A expectativa da diretora de sustentabilidade da gigante americana é apresentar ao mercado uma resina capaz de ser incorporada a produção de embalagens em diversos setores. Na prática, seria um concorrente ao plástico verde, da Braskem. “Acreditamos que nenhum resíduo, especialmente o plástico, deve terminar no meio ambiente”, destaca.
A motivação ecológica é importante, mas o projeto está se desenvolvendo sob a ótica de negócios. E não seria diferente, afinal, a divisão de embalagens plásticas responde por metade das receitas globais da Dow, em nível mundial.
Política de Resíduos Sólidos
O ativismo da Dow chega num momento em que a Política Nacional de Resíduos Sólidos (PNRS), aprovada em 2010, enfrenta oposições de todos os lados.
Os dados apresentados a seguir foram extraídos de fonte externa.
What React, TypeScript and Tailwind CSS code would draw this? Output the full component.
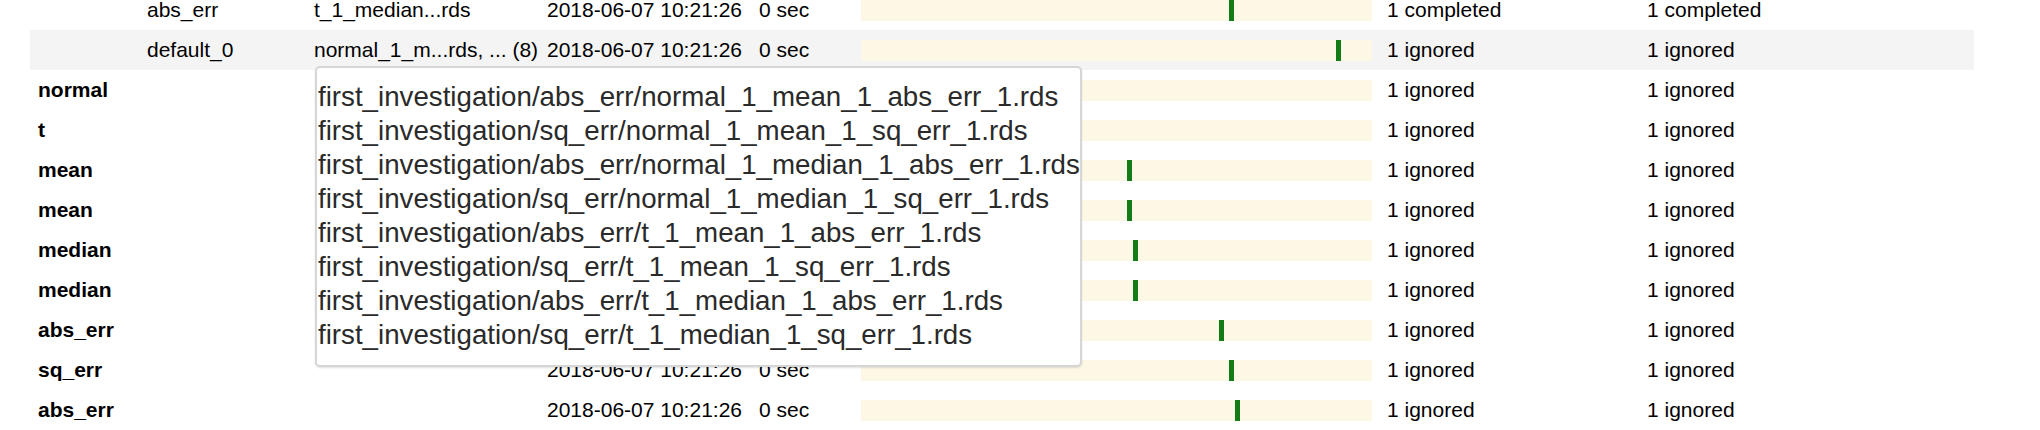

A começar dos prefeitos que alegam não ter recursos para implementar os dispositivos legais previstos na legislação. O principal deles se refere ao fechamento dos lixões e aterros irregulares, que deveriam ter deixado de existir em 2014.
Pelas contas da Associação Brasileira de Limpeza Urbana e Resíduos Especiais (Ablelpe), ainda estão e operação 2.976 lixões, espalhados por 45% dos municípios. Nestes locais foram depositados 12,9 milhões de toneladas, em 2017. Além de degradar o meio ambiente, a existência destes espaços causa inúmeros danos à saúde. De acordo com Carlos Silva Filho, presidente da Abrelpe, os gastos com saúde resultantes de problemas ligados à resíduos chega a R$ 2 bilhões, por ano.
A parceria entre a Dow e Boomera deseja atacar a questão dos resíduos sólidos, no Brasil, pelo lado da inovação e lançando mão da tecnologia. Sem a pretensão de resolver o problema, mas com a preocupação de dar uma contribuição relevante. Sem descuidar dos negócios, claro.